Following are some sample officer descriptions:
Sample Position Description: Board President
The President of the Corporation is the chairperson for the board of directors who:
- Discusses issues confronting the organization with the executive director
- Reviews with the executive director any issues of concern to the board
- Monitors financial planning and financial reports
- Helps guide and mediate board actions with respect to organizational priorities and governance concerns
- Participants in the evaluation of the performance of the executive director and informally evaluates the effectiveness of board members
- Recognizes good performance of board members
- Recognizes performance of the executive director, evaluates the board's effectiveness (objectivity in making decisions, willingness to take action, and influence to carry out the mission.)
- Evaluates the board informally by observing what is happening in the organization, assessing the committee chairs, monitoring relations with other organizations, sounding out public opinion
- Self-evaluates his/her own performance and shares with Executive Committee
- Addresses performance and/or conflict of interest problems with board directors
- Accepts other appropriate board leadership duties as directed by the board
Desirable Qualifications:
1. Vision - broad, overall image of the agency's operations
2. Generalist approach to the organization
3. Impartial attitude
4. Caring nature
5. Strong leadership skills
6. Ability to facilitate
7. Working knowledge of Robert's Rules of Order
Sample Position Description: Board Vice-President
- Shall have all of the powers and functions of the president in the absence of the chief volunteer officer.
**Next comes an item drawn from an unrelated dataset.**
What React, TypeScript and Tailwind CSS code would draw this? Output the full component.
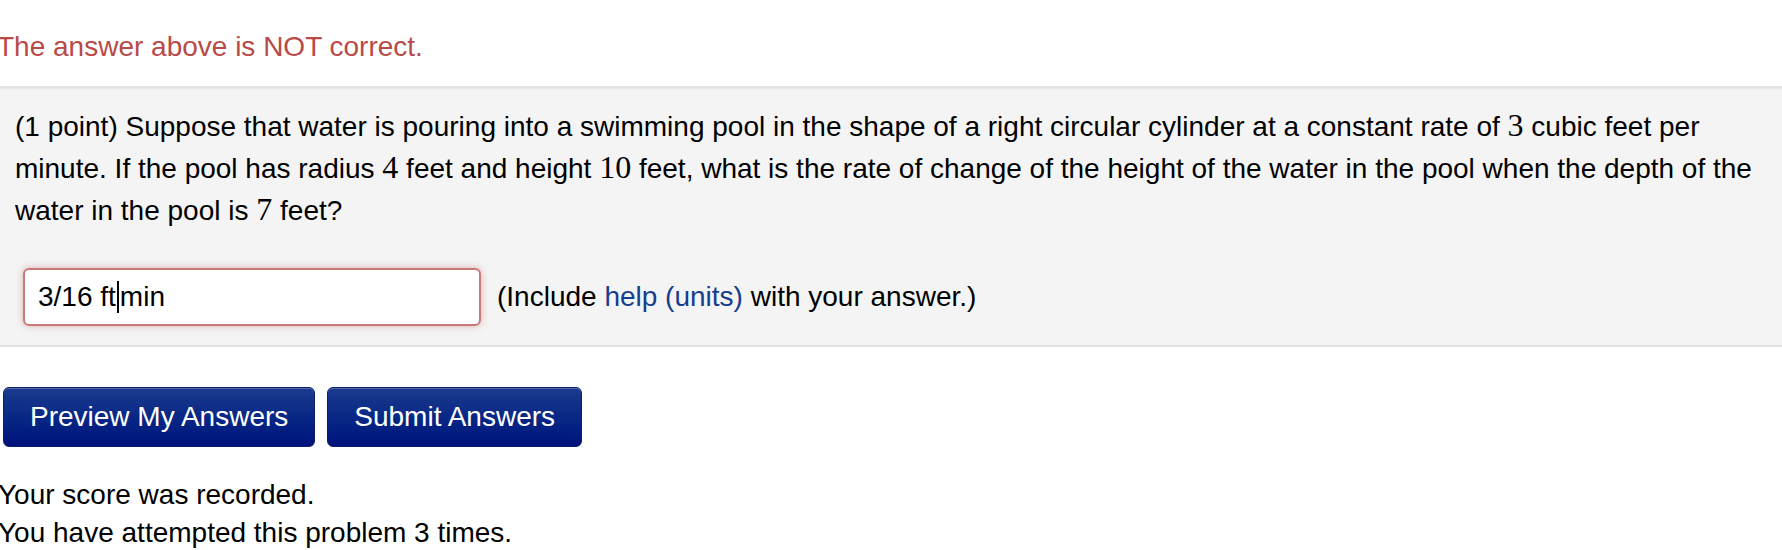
import React from "react";

const sans = "font-['Liberation_Sans','Helvetica_Neue',Arial,sans-serif]";
const mathFont = "font-['Liberation_Serif','DejaVu_Serif',serif]";

function M({ children }: { children: React.ReactNode }) {
  return <span className={`${mathFont} text-[32px] leading-none`}>{children}</span>;
}

function NavyButton({ children }: { children: React.ReactNode }) {
  return (
    <button
      type="button"
      className="h-[60px] rounded-[6px] border border-[#0a1e6a] bg-gradient-to-b from-[#1a3a8e] to-[#00107c] px-[26px] text-[28px] text-white shadow-[inset_0_1px_0_rgba(255,255,255,0.25)]"
    >
      {children}
    </button>
  );
}

export default function App() {
  return (
    <div className={`${sans} min-h-[550px] w-[1782px] overflow-hidden bg-white text-black`}>
      <div className="-ml-[3px] pt-[26px] text-[28px] leading-[42px] text-[#b94a48]">
        The answer above is NOT correct.
      </div>

      <div className="mt-[18px] border-y-2 border-[#e2e2e2] bg-[#f4f4f4] pb-[19px] pl-[15px] pt-[18px] shadow-[inset_0_1px_1px_rgba(0,0,0,0.05)]">
        <p className="text-[28px] leading-[42px]">
          (1 point) Suppose that water is pouring into a swimming pool in the shape of a right circular
          cylinder at a constant rate of <M>3</M> cubic feet per minute. If the pool has radius <M>4</M>{" "}
          feet and height <M>10</M> feet, what is the rate of change of the height of the water in the pool
          when the depth of the water in the pool is <M>7</M> feet?
        </p>

        <div className="mt-[36px] flex items-center gap-[16px] pl-[8px]">
          <div className="flex h-[58px] w-[458px] items-center rounded-[6px] border-2 border-[#c97b79] bg-white pl-[13px] text-[28px] shadow-[0_0_7px_rgba(213,147,146,0.7)]">
            <span>3/16 ft</span>
            <span className="mx-[1px] h-[32px] w-[2px] bg-black" />
            <span>min</span>
          </div>
          <span className="text-[28px] leading-[42px]">
            (Include <a className="text-[#173d8f]">help (units)</a> with your answer.)
          </span>
        </div>
      </div>

      <div className="ml-[3px] mt-[40px] flex gap-[12px]">
        <NavyButton>Preview My Answers</NavyButton>
        <NavyButton>Submit Answers</NavyButton>
      </div>

      <div className="-ml-[2px] mt-[29px] text-[28px] leading-[38px]">
        <div>Your score was recorded.</div>
        <div>You have attempted this problem 3 times.</div>
      </div>
    </div>
  );
}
- Be a "President-Elect" and shall succeed the chairperson of the board when appropriate.
- Shall have signatory authority for cash transactions or other official agency reports.
- Perform other appropriate duties as requested by the board or chairperson of the board.
- Sometimes helps to support committee functioning and leadership.
Sample Position Description: Secretary
- Perform or oversee documentation for activities of the board.
- Assure that all documentation of corporate activities is managed in an appropriate manner.
- Have custody of all records and reports of the corporation.
- Perform or delegate to staff and assure the following:
- Creating and mailing agendas for all meetings of the board
- Keeping and reporting of complete and accurate minutes of all meetings of the board and all unanimous written consents executed by board members
- Knowing and advising the board on Roberts Rules of Order
- Serves on the Executive Committee.
- Perform such other duties as pertain to the office or as may be prescribed by the board.
Desirable Qualifications:
1. Good Communication skills, especially written
2. Experience with minutes (ability to participate in a meeting & record at the same time)
3. Strong filing and organization skills
4.
Sample Position Description: Treasurer
- Oversee all financial activities of the corporation and act as the chairperson of the Finance Committee that reviews all financial matters.
- Assure that all financial matters are managed in an appropriate manner.
- Have custody of all funds and securities of the corporation.
- Perform or delegate to staff the preparation of the following:
- Maintaining full and accurate accounts of receipts and disbursements in the corporate books. Records of financial transactions shall be retained for eight years from the date of transaction.
- Depositing all money and other valuables in the name and to the credit of the corporation in such depositories as may be designated by the board.
- Disbursing the funds of the Corporation as may be ordered or authorized by board and preserve proper vouchers for such disbursements.
- Rendering to the chairperson and the board at the regular meetings of the board, or whenever they require it, an account of his/her transactions as Treasurer and of the financial condition of the Corporation.
- Rendering a full financial report at the annual meeting of the board.
- Being furnished by all corporate officers and agents at his/her request with such reports and statements as s/he may require regarding the financial transactions of the corporation.
- Acting with the Finance Committee, see that a true and accurate accounting of the financial transactions of the corporation is made, that reports of such transactions are presented to the board, and that all expenditures are made to the best possible advantage, and
- Performing other duties as are given to him/her by these Bylaws or as from time to time are assigned to him/her by the board or chairperson.
- Serves on the Executive Committee and all other finance related committees as determined appropriate.
Desirable Qualifications:
1. Accounting knowledge
2. Skill in assessing financial position
3. Ability to separate the overall financial picture from detail oriented day-to-day operational issues and to focus on the overall financial picture.
Board Committee Chair- Job Descriptions
The bylaws define the functions of standing committees, how committees are formed and their composition. Committee chairs are either denoted by position and responsibility in the bylaws (i.e. the treasurer shall chair the Finance Committee) or the process of appointment is stated. Generally, the board president or chair appoints chairs of board committees. Some bylaws may call for such appointments to be ratified by the board.
Committee chairs are an important and critical part of the board leadership team. Their responsibilities and duties generally include the following:
- Recommending to the president and/or board, who (s)he would like to see serving on the committee.
- Calling meetings & setting the agenda
- Ensuring meetings are properly recorded
- Managing the committee or group process, as customary for the position of a chair
- Coordinating communication and staffing services with the Executive Director (and/or assigned staff)
- Regularly report to the board all committee recommendations, progress and any other significant issues or concerns that warrant the committee's attention.
- Keep the board president appraised on an ongoing basis of committee work and progress, and notify the president of the committee's report to the board in advance of the board meeting
- Ensure that the committee stays within its governance charge and is accountable to the board of directors as appropriate.
- When the committee provides advice to the Executive Director and/or staff, clearly distinguishes and articulates to all concerned that such advice is not a directive or supervisory in any way.